Tôt ou tard, l'iPod pour survivre devra proposer d'autres fonctionnalités que de la musique Mp3... On pense à la vidéo ou à l'enregistrement, bien sûr, mais aussi aux fonctions actuellement disponibles sur des Pocket PC... Pour le moment, un iPod est un meilleur balladeur Mp3 que n'importe quel autre appareil basé sur de la mémoire flash... Mais Apple n'a pas le monopole du disque dur de 1 pouce... et ce n'est qu'une question de temps (et de batterie?) pour que nos Palms et autres Pocket PC n'embarquent de petits disques... Et l'iPod devenant de fait obsolète...

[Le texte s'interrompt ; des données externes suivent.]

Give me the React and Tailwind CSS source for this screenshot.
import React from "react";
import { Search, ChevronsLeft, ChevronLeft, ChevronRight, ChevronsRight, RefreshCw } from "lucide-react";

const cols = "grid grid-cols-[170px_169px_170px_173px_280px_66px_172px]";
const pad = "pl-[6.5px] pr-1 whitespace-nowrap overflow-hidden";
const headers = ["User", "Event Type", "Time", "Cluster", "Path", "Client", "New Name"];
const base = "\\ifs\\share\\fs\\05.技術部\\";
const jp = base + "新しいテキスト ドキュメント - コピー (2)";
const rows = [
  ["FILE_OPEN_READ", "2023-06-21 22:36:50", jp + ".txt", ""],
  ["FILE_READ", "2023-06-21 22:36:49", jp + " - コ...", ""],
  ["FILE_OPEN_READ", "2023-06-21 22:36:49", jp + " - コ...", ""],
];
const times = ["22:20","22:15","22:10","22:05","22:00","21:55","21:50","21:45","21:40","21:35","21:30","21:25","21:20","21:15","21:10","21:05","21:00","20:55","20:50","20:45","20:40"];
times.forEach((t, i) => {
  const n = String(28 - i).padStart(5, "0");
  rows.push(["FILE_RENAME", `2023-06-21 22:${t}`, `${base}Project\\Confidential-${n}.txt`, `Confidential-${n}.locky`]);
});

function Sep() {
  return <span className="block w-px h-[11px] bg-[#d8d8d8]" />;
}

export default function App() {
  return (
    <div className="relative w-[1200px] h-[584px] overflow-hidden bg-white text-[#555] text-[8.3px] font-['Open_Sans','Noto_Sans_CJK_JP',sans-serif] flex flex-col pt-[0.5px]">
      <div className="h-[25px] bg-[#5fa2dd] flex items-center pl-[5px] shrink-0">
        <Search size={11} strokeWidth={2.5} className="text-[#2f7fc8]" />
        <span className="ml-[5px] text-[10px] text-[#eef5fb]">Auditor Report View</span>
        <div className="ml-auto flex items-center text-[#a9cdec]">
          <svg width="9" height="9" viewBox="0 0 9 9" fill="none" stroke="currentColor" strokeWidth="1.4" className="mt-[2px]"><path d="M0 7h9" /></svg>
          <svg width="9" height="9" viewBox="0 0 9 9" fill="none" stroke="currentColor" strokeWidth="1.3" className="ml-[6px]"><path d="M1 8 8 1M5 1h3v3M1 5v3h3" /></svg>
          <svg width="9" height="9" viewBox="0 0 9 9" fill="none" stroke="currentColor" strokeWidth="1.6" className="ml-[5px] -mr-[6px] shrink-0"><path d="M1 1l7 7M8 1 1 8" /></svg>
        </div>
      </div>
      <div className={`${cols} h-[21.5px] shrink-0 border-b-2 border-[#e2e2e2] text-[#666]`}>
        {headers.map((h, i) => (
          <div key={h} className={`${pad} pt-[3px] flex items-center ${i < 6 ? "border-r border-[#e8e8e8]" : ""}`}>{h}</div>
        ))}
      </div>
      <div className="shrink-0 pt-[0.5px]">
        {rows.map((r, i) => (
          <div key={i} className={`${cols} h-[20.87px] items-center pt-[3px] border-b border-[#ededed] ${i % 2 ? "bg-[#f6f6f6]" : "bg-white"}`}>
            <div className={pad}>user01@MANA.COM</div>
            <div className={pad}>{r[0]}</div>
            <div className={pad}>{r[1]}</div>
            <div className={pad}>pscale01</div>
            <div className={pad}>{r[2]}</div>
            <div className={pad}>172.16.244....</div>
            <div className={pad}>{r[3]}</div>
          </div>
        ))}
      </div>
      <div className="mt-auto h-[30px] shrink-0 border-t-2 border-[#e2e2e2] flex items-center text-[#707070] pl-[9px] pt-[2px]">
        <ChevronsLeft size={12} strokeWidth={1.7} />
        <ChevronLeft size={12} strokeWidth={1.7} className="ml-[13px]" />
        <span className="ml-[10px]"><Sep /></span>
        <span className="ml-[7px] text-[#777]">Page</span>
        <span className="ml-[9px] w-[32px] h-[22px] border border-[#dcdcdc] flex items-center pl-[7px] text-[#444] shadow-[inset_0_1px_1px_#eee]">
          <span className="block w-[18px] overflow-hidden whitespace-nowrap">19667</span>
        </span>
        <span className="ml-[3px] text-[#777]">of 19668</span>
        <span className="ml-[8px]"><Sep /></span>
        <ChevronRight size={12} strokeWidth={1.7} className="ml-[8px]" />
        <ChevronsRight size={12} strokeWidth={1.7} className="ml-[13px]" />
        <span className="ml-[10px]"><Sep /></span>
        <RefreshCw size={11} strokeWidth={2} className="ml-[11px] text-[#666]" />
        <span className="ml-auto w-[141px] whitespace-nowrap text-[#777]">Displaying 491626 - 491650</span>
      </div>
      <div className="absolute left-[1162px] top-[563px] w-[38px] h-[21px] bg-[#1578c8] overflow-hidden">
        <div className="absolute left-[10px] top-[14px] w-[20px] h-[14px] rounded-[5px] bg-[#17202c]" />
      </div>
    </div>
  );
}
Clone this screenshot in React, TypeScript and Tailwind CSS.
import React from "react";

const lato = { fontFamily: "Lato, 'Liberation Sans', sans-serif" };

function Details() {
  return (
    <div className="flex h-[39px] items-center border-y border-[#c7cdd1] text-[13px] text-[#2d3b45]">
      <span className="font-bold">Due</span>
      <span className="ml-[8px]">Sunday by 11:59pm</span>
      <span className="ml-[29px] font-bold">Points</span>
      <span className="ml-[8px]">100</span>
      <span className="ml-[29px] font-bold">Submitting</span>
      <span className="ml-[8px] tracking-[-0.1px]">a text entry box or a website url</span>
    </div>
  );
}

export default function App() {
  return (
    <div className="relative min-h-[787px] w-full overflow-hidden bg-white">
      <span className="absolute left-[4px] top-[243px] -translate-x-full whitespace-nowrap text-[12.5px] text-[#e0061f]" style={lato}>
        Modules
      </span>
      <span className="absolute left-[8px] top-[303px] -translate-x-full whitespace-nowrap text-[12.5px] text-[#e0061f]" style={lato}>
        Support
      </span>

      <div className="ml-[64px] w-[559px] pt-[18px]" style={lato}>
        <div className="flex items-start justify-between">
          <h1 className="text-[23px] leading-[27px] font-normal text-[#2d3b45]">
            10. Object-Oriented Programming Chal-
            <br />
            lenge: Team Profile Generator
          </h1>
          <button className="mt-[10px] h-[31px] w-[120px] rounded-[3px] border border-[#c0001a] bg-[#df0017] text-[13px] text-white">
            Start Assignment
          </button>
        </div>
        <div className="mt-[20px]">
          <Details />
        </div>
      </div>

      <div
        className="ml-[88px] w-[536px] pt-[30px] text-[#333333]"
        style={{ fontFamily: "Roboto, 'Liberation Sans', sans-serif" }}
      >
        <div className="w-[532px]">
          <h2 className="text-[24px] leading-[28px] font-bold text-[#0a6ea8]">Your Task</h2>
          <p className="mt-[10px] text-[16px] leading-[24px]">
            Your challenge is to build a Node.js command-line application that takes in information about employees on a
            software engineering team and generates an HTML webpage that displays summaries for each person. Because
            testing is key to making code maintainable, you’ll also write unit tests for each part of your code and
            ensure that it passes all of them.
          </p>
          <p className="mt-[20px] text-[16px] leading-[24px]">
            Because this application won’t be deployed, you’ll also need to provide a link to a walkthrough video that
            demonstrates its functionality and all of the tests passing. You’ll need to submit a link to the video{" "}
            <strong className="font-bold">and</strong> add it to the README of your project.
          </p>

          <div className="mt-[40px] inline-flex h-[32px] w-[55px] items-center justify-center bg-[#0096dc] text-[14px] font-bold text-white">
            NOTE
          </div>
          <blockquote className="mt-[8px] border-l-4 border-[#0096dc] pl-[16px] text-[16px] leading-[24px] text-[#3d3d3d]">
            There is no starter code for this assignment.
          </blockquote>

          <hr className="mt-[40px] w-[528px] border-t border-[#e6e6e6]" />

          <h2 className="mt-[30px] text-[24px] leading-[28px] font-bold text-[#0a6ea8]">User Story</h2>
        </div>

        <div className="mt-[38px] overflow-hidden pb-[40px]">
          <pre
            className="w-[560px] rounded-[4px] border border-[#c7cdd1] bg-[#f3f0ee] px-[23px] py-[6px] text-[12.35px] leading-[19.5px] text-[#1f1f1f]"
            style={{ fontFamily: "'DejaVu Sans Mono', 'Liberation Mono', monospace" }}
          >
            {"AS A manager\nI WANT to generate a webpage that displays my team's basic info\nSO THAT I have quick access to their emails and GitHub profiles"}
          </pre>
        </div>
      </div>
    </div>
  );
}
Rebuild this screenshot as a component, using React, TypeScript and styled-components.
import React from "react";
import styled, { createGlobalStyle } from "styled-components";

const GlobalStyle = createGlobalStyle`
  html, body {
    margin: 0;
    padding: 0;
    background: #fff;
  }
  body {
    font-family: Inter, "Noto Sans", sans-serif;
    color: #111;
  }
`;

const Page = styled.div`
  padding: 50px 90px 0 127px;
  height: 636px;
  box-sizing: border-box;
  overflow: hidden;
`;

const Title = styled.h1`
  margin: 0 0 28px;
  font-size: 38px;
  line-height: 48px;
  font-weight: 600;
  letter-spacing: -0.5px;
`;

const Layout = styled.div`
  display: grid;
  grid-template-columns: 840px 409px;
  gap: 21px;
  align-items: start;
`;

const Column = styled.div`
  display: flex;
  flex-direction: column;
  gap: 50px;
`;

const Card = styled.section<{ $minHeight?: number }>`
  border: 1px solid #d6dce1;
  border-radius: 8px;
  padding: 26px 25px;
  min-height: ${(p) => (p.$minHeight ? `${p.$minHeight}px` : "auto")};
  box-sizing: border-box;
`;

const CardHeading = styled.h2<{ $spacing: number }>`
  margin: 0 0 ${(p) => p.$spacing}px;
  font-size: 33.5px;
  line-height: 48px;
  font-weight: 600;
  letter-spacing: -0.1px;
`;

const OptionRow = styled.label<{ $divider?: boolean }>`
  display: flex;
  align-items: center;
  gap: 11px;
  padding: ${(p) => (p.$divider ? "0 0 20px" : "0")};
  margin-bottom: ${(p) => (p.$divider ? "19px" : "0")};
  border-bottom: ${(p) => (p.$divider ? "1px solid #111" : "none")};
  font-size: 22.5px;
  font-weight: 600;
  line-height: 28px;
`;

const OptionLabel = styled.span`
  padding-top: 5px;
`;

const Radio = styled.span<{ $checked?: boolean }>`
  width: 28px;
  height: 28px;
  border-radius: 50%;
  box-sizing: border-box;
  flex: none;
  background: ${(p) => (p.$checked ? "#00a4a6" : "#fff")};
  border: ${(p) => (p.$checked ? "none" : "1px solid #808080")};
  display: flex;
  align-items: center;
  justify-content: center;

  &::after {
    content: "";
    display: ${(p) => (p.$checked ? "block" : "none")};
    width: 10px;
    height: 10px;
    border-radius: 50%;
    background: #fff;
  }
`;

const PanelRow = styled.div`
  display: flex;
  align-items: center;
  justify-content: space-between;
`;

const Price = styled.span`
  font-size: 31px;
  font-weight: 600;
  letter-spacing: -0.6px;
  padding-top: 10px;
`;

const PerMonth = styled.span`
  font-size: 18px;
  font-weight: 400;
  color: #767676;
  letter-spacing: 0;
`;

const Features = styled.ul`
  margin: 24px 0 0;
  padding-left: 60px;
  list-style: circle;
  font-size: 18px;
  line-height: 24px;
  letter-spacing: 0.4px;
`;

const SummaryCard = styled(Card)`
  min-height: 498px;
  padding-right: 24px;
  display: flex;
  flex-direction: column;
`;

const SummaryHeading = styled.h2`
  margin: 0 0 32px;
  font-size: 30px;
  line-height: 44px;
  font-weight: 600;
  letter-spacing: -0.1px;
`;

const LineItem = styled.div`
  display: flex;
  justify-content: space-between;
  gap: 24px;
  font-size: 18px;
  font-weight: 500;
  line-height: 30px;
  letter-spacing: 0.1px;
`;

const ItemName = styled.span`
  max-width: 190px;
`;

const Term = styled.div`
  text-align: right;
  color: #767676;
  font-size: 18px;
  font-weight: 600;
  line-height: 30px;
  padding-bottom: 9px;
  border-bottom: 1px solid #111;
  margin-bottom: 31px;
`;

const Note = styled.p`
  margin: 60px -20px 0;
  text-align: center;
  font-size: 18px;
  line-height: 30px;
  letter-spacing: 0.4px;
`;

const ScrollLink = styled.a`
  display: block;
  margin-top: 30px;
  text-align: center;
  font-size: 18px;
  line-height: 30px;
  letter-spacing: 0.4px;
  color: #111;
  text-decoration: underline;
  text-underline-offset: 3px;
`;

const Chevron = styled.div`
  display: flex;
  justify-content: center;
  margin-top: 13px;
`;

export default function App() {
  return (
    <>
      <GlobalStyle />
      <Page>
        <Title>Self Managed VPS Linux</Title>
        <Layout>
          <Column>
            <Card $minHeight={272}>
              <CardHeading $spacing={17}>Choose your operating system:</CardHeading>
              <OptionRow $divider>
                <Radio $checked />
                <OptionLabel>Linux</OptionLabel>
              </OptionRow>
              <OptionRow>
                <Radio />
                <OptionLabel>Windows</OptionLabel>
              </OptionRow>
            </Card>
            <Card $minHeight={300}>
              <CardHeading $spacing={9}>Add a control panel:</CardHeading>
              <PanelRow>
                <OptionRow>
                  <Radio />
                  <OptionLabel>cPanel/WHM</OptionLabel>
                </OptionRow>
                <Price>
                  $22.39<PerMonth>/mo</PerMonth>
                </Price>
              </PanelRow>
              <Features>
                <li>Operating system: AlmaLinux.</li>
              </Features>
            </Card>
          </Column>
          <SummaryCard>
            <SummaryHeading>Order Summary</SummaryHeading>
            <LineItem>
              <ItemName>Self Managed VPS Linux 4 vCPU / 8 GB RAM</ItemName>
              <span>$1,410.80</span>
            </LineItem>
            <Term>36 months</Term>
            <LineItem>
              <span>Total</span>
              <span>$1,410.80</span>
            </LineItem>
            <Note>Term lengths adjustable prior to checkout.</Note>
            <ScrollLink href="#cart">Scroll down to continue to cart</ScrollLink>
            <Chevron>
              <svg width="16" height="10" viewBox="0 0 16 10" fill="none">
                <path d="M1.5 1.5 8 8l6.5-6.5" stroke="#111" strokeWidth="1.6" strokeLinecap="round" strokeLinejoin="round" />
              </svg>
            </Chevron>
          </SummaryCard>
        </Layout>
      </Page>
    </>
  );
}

Il n'y a pas assez de place dans nos poches pour avoir un lecteur Mp3, un téléphone et un assistant numérique... en tout cas pas dans les miennes... Ces appareils sont condamnés à fusionner. Le dernier Archos AV 32O permet de faire plus de chose qu'un iPod et sa taille a fortement diminuée depuis la dernière génération (oui je sais l'iPod est plus joli etc...), de même que les dernières générations de téléphones portables font plus qu'un simple téléphone... Pas besoin d'être visionnaire pour voir que l'avenir se situe certainement au croisement de ces technologies: une sorte de téléphone portable, avec un petit disque dur et un grand écran... 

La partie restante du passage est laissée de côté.